The ground cover in my front flowerbed is mostly doing pretty well. I’m a bit peeved that the Lamiums all died, while their wild cousins turn up here and there in the new hedge, full of vigour. I even see Aquilegia in there but I’ve given up hope about them blooming.

The flowerbeds I remember from my childhood summers in my grandmother’s cottage had single flowers planted at regular distances: tagetes, lilies, gladiolus, hostas. In between the plants the earth was bare. And I remember my grandmother and mother sitting and weeding those flowerbeds to keep them tidy. It must have taken up so much of their time.

I think that aesthetic is still quite in fashion in Estonia, although nowadays the general recommendation is to cover the earth with mulch of some sort to reduce the need for weeding.

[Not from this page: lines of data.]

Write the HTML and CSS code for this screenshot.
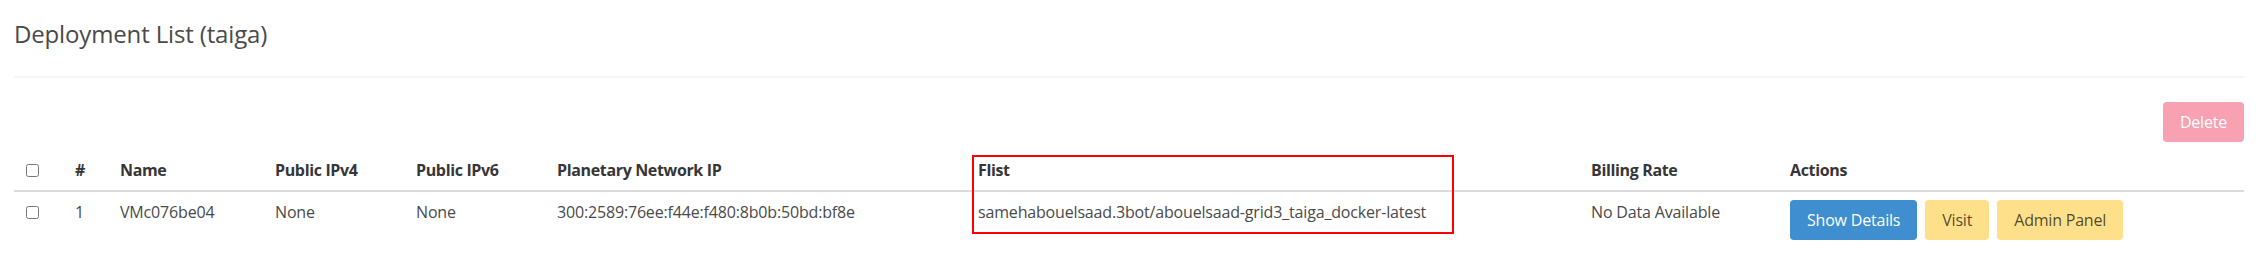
FILE: index.html
```html
<!DOCTYPE html>
<html lang="en">
<head>
<meta charset="utf-8">
<title>Deployment List (taiga)</title>
<link rel="stylesheet" href="styles.css">
</head>
<body>
<main class="page">
  <h1 class="title">Deployment List (taiga)</h1>
  <hr class="divider">
  <div class="toolbar">
    <button class="btn btn-danger" disabled>Delete</button>
  </div>
  <div class="table-wrap">
    <table class="table">
      <thead>
        <tr>
          <th class="c-check"><input type="checkbox" class="check"></th>
          <th class="c-num">#</th>
          <th class="c-name">Name</th>
          <th class="c-ip4">Public IPv4</th>
          <th class="c-ip6">Public IPv6</th>
          <th class="c-planet">Planetary Network IP</th>
          <th class="c-flist">Flist</th>
          <th class="c-billing">Billing Rate</th>
          <th class="c-actions">Actions</th>
        </tr>
      </thead>
      <tbody>
        <tr>
          <td><input type="checkbox" class="check"></td>
          <td>1</td>
          <td>VMc076be04</td>
          <td>None</td>
          <td>None</td>
          <td>300:2589:76ee:f44e:f480:8b0b:50bd:bf8e</td>
          <td>samehabouelsaad.3bot/abouelsaad-grid3_taiga_docker-latest</td>
          <td>No Data Available</td>
          <td>
            <div class="actions">
              <button class="btn btn-info">Show Details</button>
              <button class="btn btn-warning">Visit</button>
              <button class="btn btn-warning">Admin Panel</button>
            </div>
          </td>
        </tr>
      </tbody>
    </table>
    <div class="highlight"></div>
  </div>
</main>
</body>
</html>
```
FILE: styles.css
```css
html, body {
  margin: 0;
  padding: 0;
  background: #ffffff;
}

body {
  font-family: "Open Sans", "Noto Sans", sans-serif;
  font-size: 16px;
  line-height: 1.5;
  color: #4a4a4a;
}

.page {
  padding: 0 14px;
}

.title {
  margin: 19px 0 0;
  font-size: 24px;
  line-height: 30px;
  font-weight: 400;
  letter-spacing: -0.15px;
  color: #4a4a4a;
}

.divider {
  margin: 27px 0 24px;
  height: 2px;
  border: none;
  background: #f5f5f5;
}

.toolbar {
  display: flex;
  justify-content: flex-end;
  margin-bottom: 8px;
}

.btn {
  display: inline-flex;
  align-items: center;
  justify-content: center;
  height: 40px;
  padding: 0 16px;
  border: 1px solid transparent;
  border-radius: 4px;
  font-family: inherit;
  font-size: 16px;
  line-height: 1.5;
  letter-spacing: -0.2px;
  cursor: pointer;
  white-space: nowrap;
}

.btn-danger {
  background: #f14668;
  color: #ffffff;
  opacity: 0.5;
  cursor: not-allowed;
}

.btn-info {
  background: #3e8ed0;
  color: #ffffff;
}

.btn-warning {
  background: #ffe08a;
  color: rgba(0, 0, 0, 0.7);
}

.table-wrap {
  position: relative;
}

.table {
  width: 100%;
  border-collapse: collapse;
  table-layout: fixed;
}

.table th,
.table td {
  padding: 8px 12px;
  text-align: left;
  vertical-align: top;
  white-space: nowrap;
}

.table th {
  color: #363636;
  font-weight: 700;
  letter-spacing: -0.35px;
  border-bottom: 2px solid #dbdbdb;
}

.table td {
  color: #4a4a4a;
  letter-spacing: -0.17px;
}

.c-check { width: 49px; }
.c-num { width: 45px; }
.c-name { width: 155px; }
.c-ip4 { width: 141px; }
.c-ip6 { width: 141px; }
.c-planet { width: 421px; }
.c-flist { width: 613px; }
.c-billing { width: 199px; }

.table th, .table td { box-sizing: border-box; }

.check {
  width: 13px;
  height: 13px;
  margin: 0;
  vertical-align: -1px;
}

.actions {
  display: flex;
  gap: 8px;
}

.highlight {
  position: absolute;
  left: 958px;
  top: 5px;
  width: 478px;
  height: 75px;
  border: 2px solid #ff0000;
  pointer-events: none;
}
```
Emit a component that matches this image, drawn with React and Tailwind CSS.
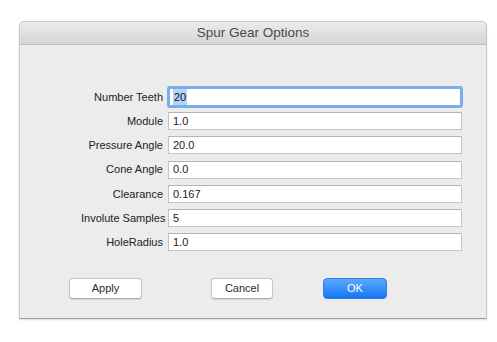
import React from 'react';

const fields = [
  ['Number Teeth', '20'],
  ['Module', '1.0'],
  ['Pressure Angle', '20.0'],
  ['Cone Angle', '0.0'],
  ['Clearance', '0.167'],
  ['Involute Samples', '5'],
  ['HoleRadius', '1.0'],
];

const App = () => {
  return (
    <div className="w-[497px] h-[342px] bg-white pt-[21px] pl-[19px]" style={{ fontFamily: '"Liberation Sans", Arial, sans-serif' }}>
      <div className="w-[468px] h-[298px] flex flex-col rounded-t-[5px] border border-[#c9c9c9] border-b-[#9f9f9f] bg-[#ececec] shadow-[0_1px_2px_rgba(0,0,0,0.15)]">

        {/* Title bar */}
        <div className="h-[23px] flex items-center justify-center rounded-t-[5px] bg-gradient-to-b from-[#ebebeb] to-[#d5d5d5] border-b border-[#bfbfbf]">
          <span className="text-[13.5px] text-[#4a4a4a]">Spur Gear Options</span>
        </div>

        {/* Form */}
        <div className="flex flex-col gap-[6.2px] pt-[43px] pl-[61px]">
          {fields.map(([label, value], i) => (
            <div key={label} className="flex items-center h-[18px]">
              <div className="w-[87px] text-right text-[11px] text-[#222] pr-[5px] whitespace-nowrap">{label}</div>
              {i === 0 ? (
                <div className="w-[296px] h-[22px] -my-[2px] -ml-[1px] flex items-center bg-white border-[3px] border-[#7cacea] rounded-[3px] pl-[3px] text-[11px] text-[#111]">
                  <span className="bg-[#b3d3fb] px-[1px]">{value}</span>
                </div>
              ) : (
                <div className="w-[294px] h-[18px] flex items-center bg-white border border-[#c4c4c4] border-t-[#b4b4b4] pl-[4px] text-[11px] text-[#222]">
                  {value}
                </div>
              )}
            </div>
          ))}
        </div>

        {/* Buttons */}
        <div className="flex items-center pt-[27px] pl-[49px]">
          <button className="w-[73px] h-[21px] rounded-[4px] bg-white border border-[#c6c6c6] border-b-[#acacac] text-[11px] text-[#2b2b2b] shadow-[0_0.5px_1px_rgba(0,0,0,0.1)]">Apply</button>
          <button className="ml-[69px] w-[62px] h-[21px] rounded-[4px] bg-white border border-[#c6c6c6] border-b-[#acacac] text-[11px] text-[#2b2b2b] shadow-[0_0.5px_1px_rgba(0,0,0,0.1)]">Cancel</button>
          <button className="ml-[50px] w-[64px] h-[21px] rounded-[4px] bg-gradient-to-b from-[#5aa8fb] to-[#0f76f6] border border-[#2b7ee8] text-[11px] text-white">OK</button>
        </div>
      </div>
    </div>
  );
};

export default App;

The result can kind of look elegant if you can keep it totally pristine, but that bare-earth look just seems so unnatural to me. All gardens and flowerbeds are unnatural by definition, of course, but mulched or bare-earth flowerbeds are like perfectly even monoculture lawns and giant paved patios: it’s no longer bringing out the best of nature but a constant battle to completely dominate nature.

All philosophy aside, it’s also a giant waste of time.

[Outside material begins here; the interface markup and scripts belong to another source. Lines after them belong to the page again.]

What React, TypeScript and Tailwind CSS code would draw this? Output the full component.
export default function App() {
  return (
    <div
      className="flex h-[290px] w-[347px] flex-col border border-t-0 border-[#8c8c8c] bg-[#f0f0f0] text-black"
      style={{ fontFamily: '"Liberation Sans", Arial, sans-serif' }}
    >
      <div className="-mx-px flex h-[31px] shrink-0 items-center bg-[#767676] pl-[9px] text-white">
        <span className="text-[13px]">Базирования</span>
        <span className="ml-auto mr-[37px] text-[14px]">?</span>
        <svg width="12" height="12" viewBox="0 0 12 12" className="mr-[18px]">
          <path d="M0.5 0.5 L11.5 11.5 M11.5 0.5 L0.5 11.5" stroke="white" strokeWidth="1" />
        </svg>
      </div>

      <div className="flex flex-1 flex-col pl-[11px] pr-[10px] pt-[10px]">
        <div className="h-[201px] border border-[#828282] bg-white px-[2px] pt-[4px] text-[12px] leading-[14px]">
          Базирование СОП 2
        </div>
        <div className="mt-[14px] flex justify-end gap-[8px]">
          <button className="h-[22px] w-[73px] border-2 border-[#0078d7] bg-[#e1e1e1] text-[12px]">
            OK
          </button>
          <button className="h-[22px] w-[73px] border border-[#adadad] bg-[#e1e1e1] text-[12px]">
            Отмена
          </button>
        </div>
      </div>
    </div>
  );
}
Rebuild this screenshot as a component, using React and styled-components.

Last summer I also planted some ground cover under one of the new hedges. I couldn’t make up my mind so I bought three different species and gave them equal shares. That turned out to be a very good thing. Out of the three, one has died out so completely that I can’t see even enough of a trace to recall what I may have planted. The second one (Waldsteinia) is growing well, and I’m planning to get more of those to fill in the empty section. The third one (Vinca) is surviving but not exactly doing a good job of covering the ground.

The front hedge I left to its own devices, because the “lawn” there has a lot of species that I thought might spread and cover the ground – Creeping Cinquefoil being the foremost among them. It is generally categorized as a weed, but I find it completely inoffensive in all ways and would happily let it take over all the ground under the hedge, and block weeds I don’t like. The cinquefoil is doing pretty well but there are places it hasn’t spread to yet, and those are now being invaded by less attractive weeds, so I think I will be buying some commercial ground cover for those spots to speed things up.